Book Number 15: Oranges Are Not the Only Fruit, by Jeanette Winterson

Jeanette CoverDedication:

To Stephen Harper
From an English writer
With best wishes
Jeanette Winterson
(sent to you by a Canadian writer, Yann Martel)

Letter:

The Right Honourable Stephen Harper
Prime Minister of Canada
80 Wellington Street
Ottawa ON K1A 0A2

Dear Mr. Harper,

The great thing about reading books is that it makes us better than cats. Cats are said to have nine lives. What is that compared to the girl, boy, man, woman who reads books? A book read is a life added to one’s own. So it takes only nine books to make cats look at you with envy.

And I’m not talking here only of “good” books. Any book—trash to classic—makes us live the life of another person, injects us with the wisdom and folly of their years. When we’ve read the last page of a book, we know more, either in the form of raw knowledge—the name of a gun, perhaps—or in the form of greater understanding. The worth of these vicarious lives is not to be underestimated. There’s nothing sadder—or sometimes more dangerous—than the person who has lived only his or her single, narrow life, unenlightened by the experience, real or invented, of others.
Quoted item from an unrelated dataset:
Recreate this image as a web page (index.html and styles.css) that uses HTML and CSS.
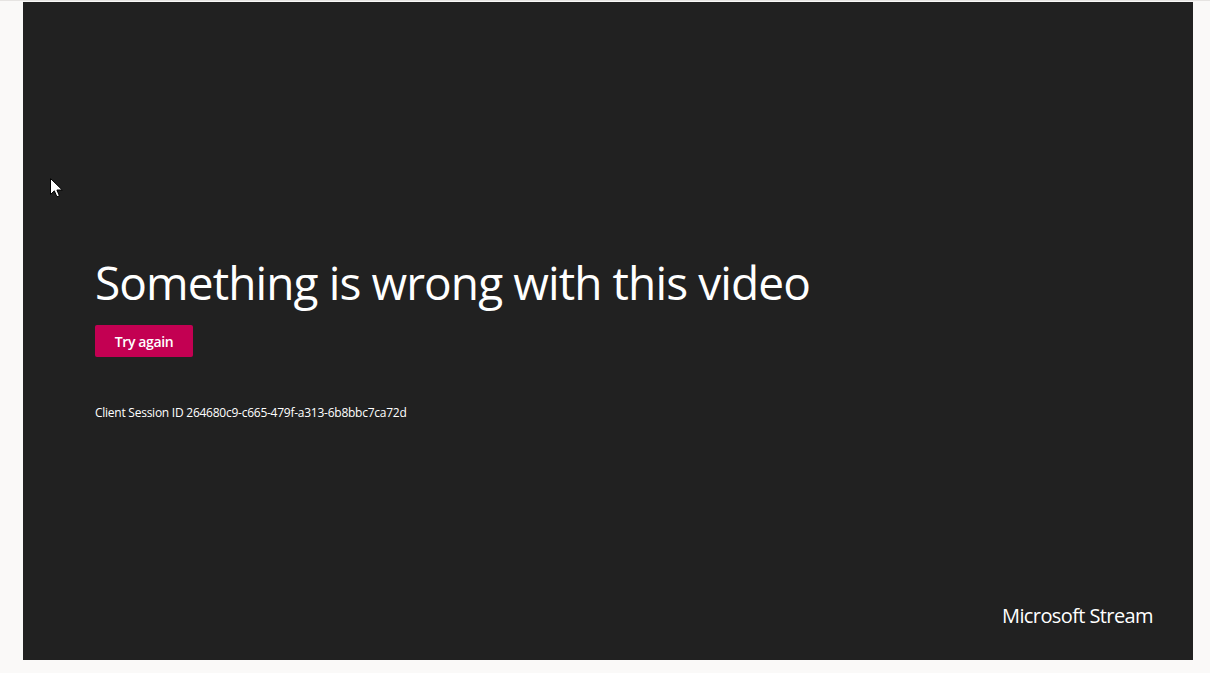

The book I am sending you today is a perfect instance of a story that offers you another life. It is a Bildungsroman (from the German, literally a “novel of education”), a novel that follows the moral development of its main character. Because it’s told in the first person, the reader can easily slip into the skin, see through the eyes, of the person speaking. Jeanette Winterson’s Oranges Are Not the Only Fruit is a brief 170 pages, but during those pages you become “Jeanette”, the main character. Jeanette is a young woman who lives in small-town England a few decades ago. Her mother loves the Lord in a big way, and so does Jeanette. But the problem is, the problem becomes, that Jeanette also loves women in a big way. And those two—loving the Lord and loving women when you are yourself a woman—are not compatible, at least according to some who love the Lord and take it upon themselves to judge in His name.

Written in sparkling prose, Oranges is the sad, funny, tender tale of a young woman who must break into two pieces and then choose which of the two she wants to become. And that, having to make hard choices, having to choose between competing loves and lives, having to lose oneself so that one might find oneself, is instructive—besides highly entertaining—not only to adolescent Lancashire lesbians, but to me, to you, to everyone who is interested in making the most of life.

So enclosed, a fifteenth book, a fifteenth life.

Yours truly,

Yann Martel

P.S. Note the dedication. A book signed by the author herself. I had the good luck of meeting Jeanette Winterson in England recently and she kindly inscribed a copy of her book to you.